At some point, a man had situated himself next to Grandma.  He was greasy, and his thin lips curled at the ends.  He was a light skinned man with curly hair that had too much product in it.  He wore gaudy clothing, a gold chain, and he leaned too close when he spoke to her.   In his defense, I later found out that he had been infatuated with Grandma since he was a very young man, but he made me more uneasy than the situation already lended.  I expected that there was a pimp cane, an overcoat, and a hat waiting for him at his seat at a different table.  I couldn’t quite make out what he was saying, but I wanted him to disappear.  Whisper, whisper, whisper … “I can call you and …” whisper, whisper whisper … “You know you’ve always been a beautiful woman … ” whisper, whisper whisper.  This went on for too long, but, finally, another interloper arrived.  As the repast wound down, Grandma turns to me and says, “Drink as much of that champagne as you can.  We paid for it.”  And, I did.
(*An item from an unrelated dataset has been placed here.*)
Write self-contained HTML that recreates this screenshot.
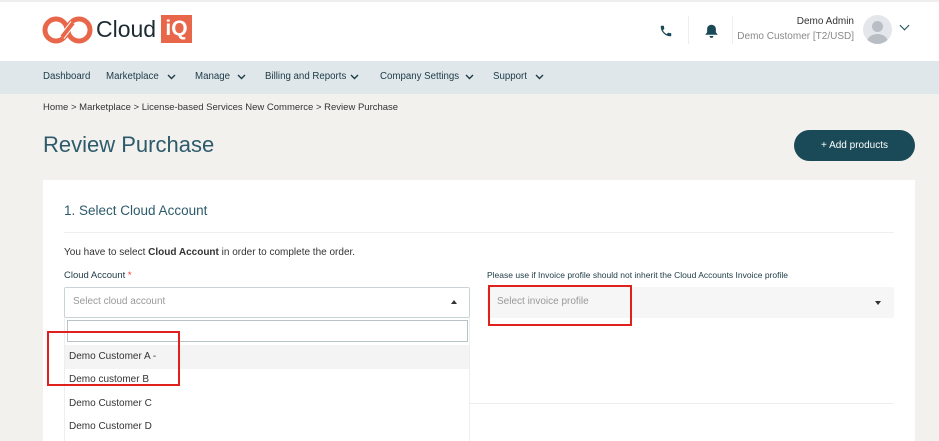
<!DOCTYPE html>
<html><head><style>
*{margin:0;padding:0;box-sizing:border-box}
html,body{width:939px;height:441px;overflow:hidden}
body{background:#f2f1ee;font-family:"Liberation Sans",sans-serif;position:relative;color:#333}
.a{position:absolute;white-space:nowrap}
.n{position:absolute;top:71px;font-size:9.7px;color:#1d3a45;white-space:nowrap}
.c{position:absolute;top:74px}
</style></head><body>
<div class="a" style="left:0;top:0;width:939px;height:61px;background:#fff;border-top:2px solid #eee"></div>
<svg class="a" style="left:42px;top:15px" width="52" height="30" viewBox="0 0 52 30">
<circle cx="14" cy="15" r="11" fill="none" stroke="#e8674a" stroke-width="5"/>
<circle cx="37" cy="15" r="11" fill="none" stroke="#e8674a" stroke-width="5"/>
<line x1="20" y1="22" x2="31" y2="8" stroke="#fff" stroke-width="6"/>
<line x1="20" y1="22" x2="31" y2="8" stroke="#e8674a" stroke-width="4"/>
</svg>
<div class="a" style="left:96px;top:16px;font-size:23px;color:#1d2b33">Cloud</div>
<div class="a" style="left:161px;top:15px;width:31px;height:28px;background:#e8674a;color:#fff;font-size:21px;font-weight:bold;text-align:center;line-height:28px">iQ</div>
<svg class="a" style="left:659px;top:24px" width="14" height="14" viewBox="0 0 24 24"><path d="M6.6 10.8c1.4 2.8 3.8 5.1 6.6 6.6l2.2-2.2c.3-.3.7-.4 1-.2 1.1.4 2.3.6 3.6.6.6 0 1 .4 1 1V20c0 .6-.4 1-1 1C10.6 21 3 13.4 3 4c0-.6.4-1 1-1h3.5c.6 0 1 .4 1 1 0 1.3.2 2.5.6 3.6.1.3 0 .7-.2 1z" fill="#1a4a57"/></svg>
<div class="a" style="left:688px;top:16px;width:1px;height:28px;background:#eee"></div>
<svg class="a" style="left:704px;top:23px" width="15" height="16" viewBox="0 0 24 24"><path d="M12 2c-4 0-7 3-7 7v5l-3 4h20l-3-4V9c0-4-3-7-7-7zM9 20a3 3 0 006 0z" fill="#1a4a57"/></svg>
<div class="a" style="left:732px;top:16px;width:1px;height:28px;background:#eee"></div>
<div class="a" style="left:700px;top:16px;width:154px;text-align:right;font-size:10px;color:#333">Demo Admin</div>
<div class="a" style="left:700px;top:31px;width:154px;text-align:right;font-size:10px;color:#888">Demo Customer [T2/USD]</div>
<div class="a" style="left:863px;top:15px;width:29px;height:29px;border-radius:50%;background:#e3e6ea;overflow:hidden"><div class="a" style="left:9px;top:6px;width:11px;height:11px;border-radius:50%;background:#b9bec4"></div><div class="a" style="left:4px;top:19px;width:21px;height:16px;border-radius:50%;background:#b9bec4"></div></div>
<div class="a" style="left:901px;top:22px;width:7px;height:7px;border-right:1.5px solid #1a4a57;border-bottom:1.5px solid #1a4a57;transform:rotate(45deg)"></div>
<div class="a" style="left:0;top:61px;width:939px;height:33px;background:#dfe7ea"></div>
<div class="n" style="left:43px">Dashboard</div>
<div class="n" style="left:106px">Marketplace</div>
<div class="n" style="left:195px">Manage</div>
<div class="n" style="left:265px">Billing and Reports</div>
<div class="n" style="left:380px">Company Settings</div>
<div class="n" style="left:493px">Support</div>
<svg class="c" style="left:167px" width="9" height="6" viewBox="0 0 9 6"><path d="M1 1l3.5 3.5L8 1" fill="none" stroke="#1d3a45" stroke-width="1.4"/></svg>
<svg class="c" style="left:237px" width="9" height="6" viewBox="0 0 9 6"><path d="M1 1l3.5 3.5L8 1" fill="none" stroke="#1d3a45" stroke-width="1.4"/></svg>
<svg class="c" style="left:350px" width="9" height="6" viewBox="0 0 9 6"><path d="M1 1l3.5 3.5L8 1" fill="none" stroke="#1d3a45" stroke-width="1.4"/></svg>
<svg class="c" style="left:465px" width="9" height="6" viewBox="0 0 9 6"><path d="M1 1l3.5 3.5L8 1" fill="none" stroke="#1d3a45" stroke-width="1.4"/></svg>
<svg class="c" style="left:535px" width="9" height="6" viewBox="0 0 9 6"><path d="M1 1l3.5 3.5L8 1" fill="none" stroke="#1d3a45" stroke-width="1.4"/></svg>
<div class="a" style="left:43px;top:102px;font-size:9.5px;color:#333">Home &gt; Marketplace &gt; License-based Services New Commerce &gt; Review Purchase</div>
<div class="a" style="left:43px;top:132px;font-size:22px;color:#2d5b6b">Review Purchase</div>
<div class="a" style="left:794px;top:130px;width:121px;height:31px;border-radius:16px;background:#1a4a57;color:#fff;font-size:10px;text-align:center;line-height:31px">+ Add products</div>
<div class="a" style="left:43px;top:180px;width:872px;height:261px;background:#fff"></div>
<div class="a" style="left:64px;top:203px;font-size:13.5px;color:#2d5b6b">1. Select Cloud Account</div>
<div class="a" style="left:64px;top:232px;width:830px;height:1px;background:#eee"></div>
<div class="a" style="left:64px;top:247px;font-size:10px;color:#333">You have to select <b>Cloud Account</b> in order to complete the order.</div>
<div class="a" style="left:64px;top:270px;font-size:9.5px;color:#1d3a45">Cloud Account <span style="color:#e33">*</span></div>
<div class="a" style="left:64px;top:287px;width:406px;height:31px;border:1px solid #c9d4d8;border-radius:2px"></div>
<div class="a" style="left:73px;top:296px;font-size:10px;color:#999">Select cloud account</div>
<div class="a" style="left:451px;top:300px;border-left:3px solid transparent;border-right:3px solid transparent;border-bottom:4px solid #333"></div>
<div class="a" style="left:64px;top:318px;width:406px;height:130px;background:#fff;border-left:1px solid #eee;border-right:1px solid #eee"></div>
<div class="a" style="left:67px;top:320px;width:401px;height:22px;border:1px solid #b8c3c7"></div>
<div class="a" style="left:65px;top:345px;width:404px;height:24px;background:#f4f4f4"></div>
<div class="a" style="left:69px;top:351px;font-size:10px;color:#333">Demo Customer A -</div>
<div class="a" style="left:69px;top:374px;font-size:10px;color:#333">Demo customer B</div>
<div class="a" style="left:69px;top:398px;font-size:10px;color:#333">Demo Customer C</div>
<div class="a" style="left:69px;top:421px;font-size:10px;color:#333">Demo Customer D</div>
<div class="a" style="left:487px;top:270px;font-size:8.5px;color:#1d3a45">Please use if Invoice profile should not inherit the Cloud Accounts Invoice profile</div>
<div class="a" style="left:487px;top:287px;width:407px;height:31px;background:#f6f6f6;border-radius:2px"></div>
<div class="a" style="left:497px;top:296px;font-size:10px;color:#999">Select invoice profile</div>
<div class="a" style="left:875px;top:301px;border-left:3px solid transparent;border-right:3px solid transparent;border-top:4px solid #333"></div>
<div class="a" style="left:470px;top:403px;width:424px;height:1px;background:#eee"></div>
<div class="a" style="left:47px;top:331px;width:133px;height:55px;border:2px solid #e0201c"></div>
<div class="a" style="left:488px;top:285px;width:144px;height:41px;border:2px solid #e0201c"></div>
</body></html>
A couple of days later, with a much smaller gathering, we buried Reginald.  The burial took no more than fifteen minutes, with very little fanfare.  The same tactful arrangements from the service were lined up between graves.  The pall bearers had a time getting the coffin to the grave because they wanted to avoid the tombstones of those already at rest, like the dead actually care if you walk on a piece of stone.  The pastor’s sermon was short –a passage about returning to the ground — punctuated at the end with an offer to counsel Grandma whenever she needed the Lord.  His casket was lowered, and the funeral director came to Grandma to offer her condolences one last time, and to remember their business for the next service.  The witnesses to Reginald’s final resting pulled flowers from the arrangements, morbid souvenirs  of the event.  Grandma, calmly remarked that it was a lovely place, although there was supposed to be a wall.  Then she turned to me and said, “You know you’ll be here one day.”  I didn’t have the heart to tell her that I would not be buried, but would be burned.  I walked her to the car where the picked over flowers awaited us, and we left Reginald on a hill overlooking others who were at rest.